At least seven DOGE staffers have been granted access to a database known as the Master File of Social Security Number Holders and SSN Applications, also known as Numident. They currently have read-only access as they try to connect the dots between Social Security numbers and possible fraudulent benefits.

That database is often missing dates of death, a fact that President Donald Trump and Musk, his billionaire adviser, have used as the basis of claims that more than 20 million people over 100 are still on the Social Security rolls. 

“And money is being paid to many of them, and we’re searching right now,” Trump said in a speech to Congress last week. 

Leland Dudek, an anti-fraud expert who Trump promoted to acting Social Security Commissioner last month after Dudek was suspended for cooperating with DOGE, has pushed back on those claims. 

Just because a date of death is missing from Numident doesn’t mean payments are being made, Dudek said in a statement. Those are managed in a separate database, the Master Beneficiary Record.

“We are steadfast in our commitment to root out fraud, waste, and abuse in our programs, and actively correcting the inconsistencies with missing dates of death,” he said. 

Death Data

Indeed, at least six DOGE staffers at the agency are working with death data. The Social Security Administration maintains a Master Death File of more than 94 million reported deaths collected from state records and funeral directors.

Other databases being used in the hunt are the Supplemental Security Record, which contains data on disability benefits and Treasury Department payment files. The benefits databases can also contain limited taxpayer information used to calculate eligibility for benefits.  

DOGE has access to copies of the databases, limiting the ability to make changes, the agency’s chief technology officer, Michael Russo, said in a sworn statement. There are safeguards to ensure there are no private servers connected to SSA data, he said. 

Russo’s statement was included in a court filing late Wednesday in a lawsuit brought by the American Federation of State County and Municipal Employees. The public employees union filed suit against DOGE and the Maryland-based Social Security Administration, trying to block what it calls an “unprecedented data grab.”

“The overall goal of the work performed by SSA’s DOGE Team is to detect fraud, waste and abuse in SSA programs,” Russo said. “This level of access ensures these employees can review records needed to detect fraud but does not allow them the ability to make any changes to beneficiary data or payment files.”
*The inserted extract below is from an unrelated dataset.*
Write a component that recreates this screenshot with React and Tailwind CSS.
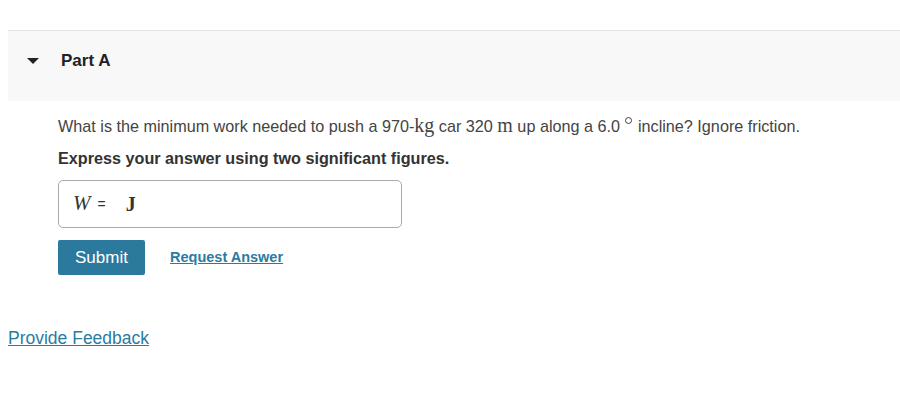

Neither Russo nor Deputy Commissioner Florence Felix-Lawson, who filed a separate sworn statement, would identify the DOGE staffers by name, “to avoid exposing them to threats and harassment.”
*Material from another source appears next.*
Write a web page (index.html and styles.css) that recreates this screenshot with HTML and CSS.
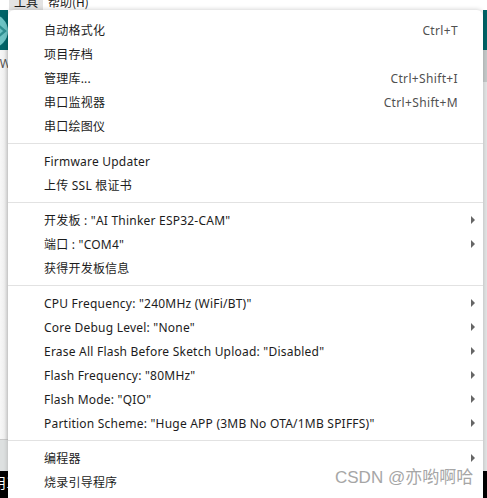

But special government employees and DOGE detailees at the agency include former Tesla board member Antonio Gracias of Valor Equity Partners; Scott Coulter, formerly of Lone Pine Capital; and Marko Elez, re-hired by DOGE and sent to Social Security after resigning from the Treasury Department over reports of racist social media posts. 
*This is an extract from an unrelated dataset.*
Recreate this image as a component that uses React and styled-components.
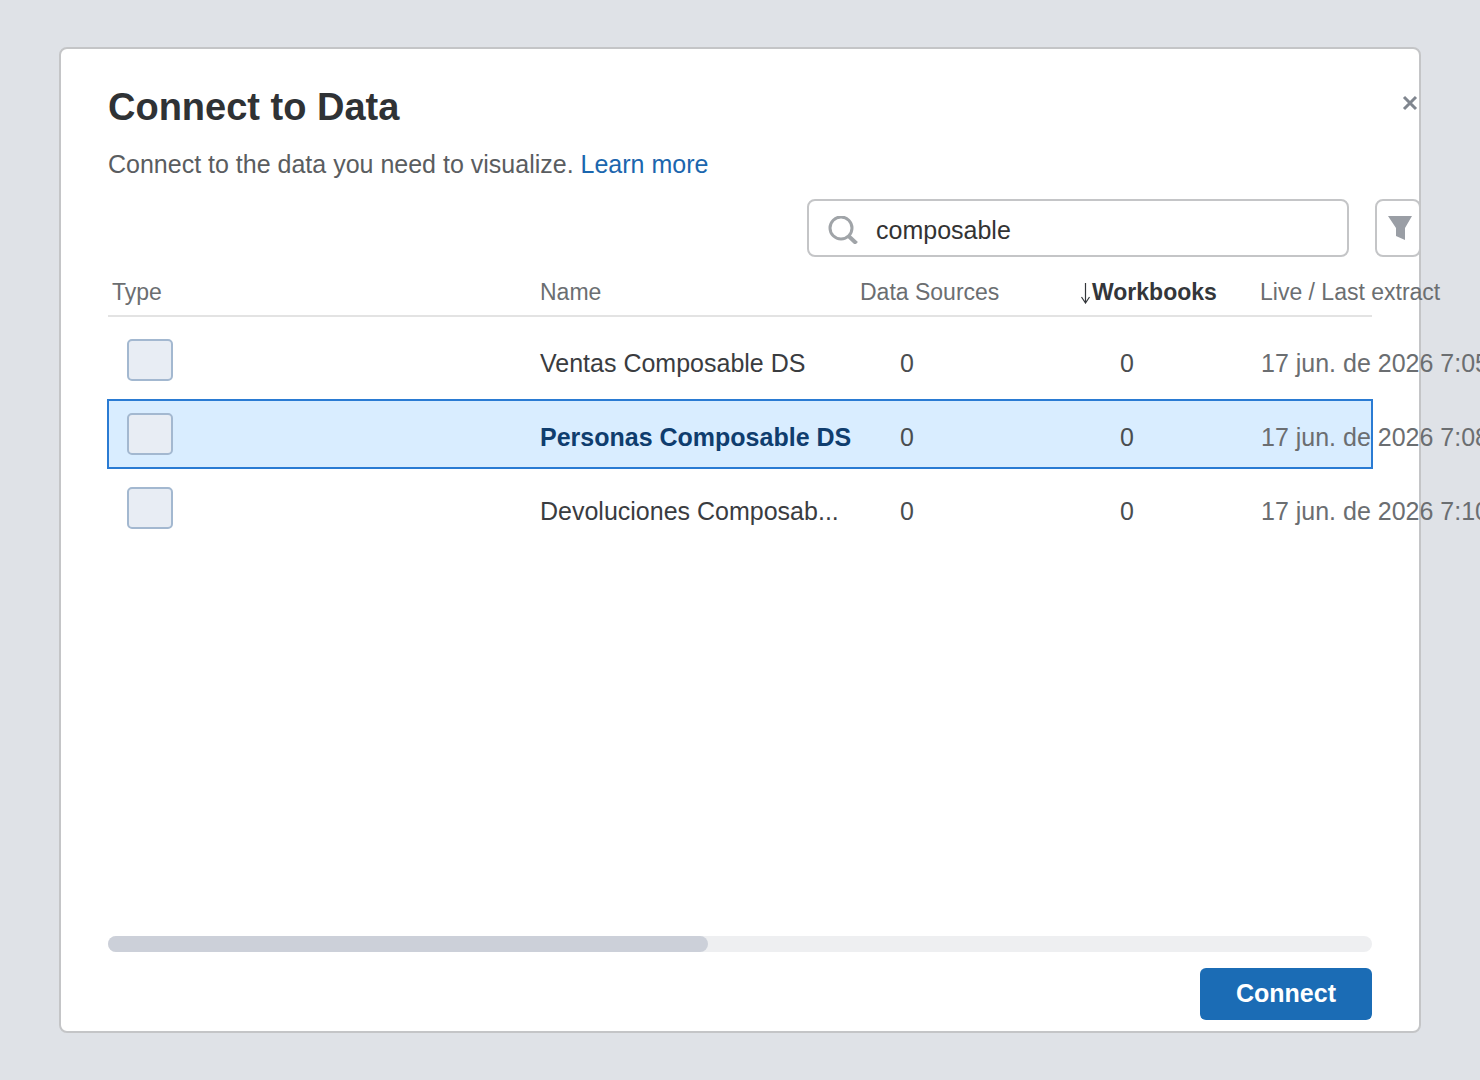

The Social Security Administration has emerged as a key outpost for DOGE, because it administers $1.6 trillion in annual benefits but also because of its unique position to access a wide range of government data. Indeed, DOGE’s hunt for fraud in Social Security is also radiating out into other federal agencies.

Two DOGE team members also have access to the National Directory of New Hires, a database kept by the Heath and Human Services Departments’ Office of Child Support Services to help states enforce child support orders.

And one Social Security DOGE team member will soon be dispatched to the Small Business Administration. 

The court filing also shows how DOGE team members can move around from agency to agency. Six Social Security DOGE staffers are on loan from other agencies, including the National Aeronautical and Space Administration, Office of Personnel Management, Labor Department and General Services Administration. 

And one comes from the US DOGE Service, the White House agency created by Trump’s Inauguration Day executive order creating the cost-cutting initiative.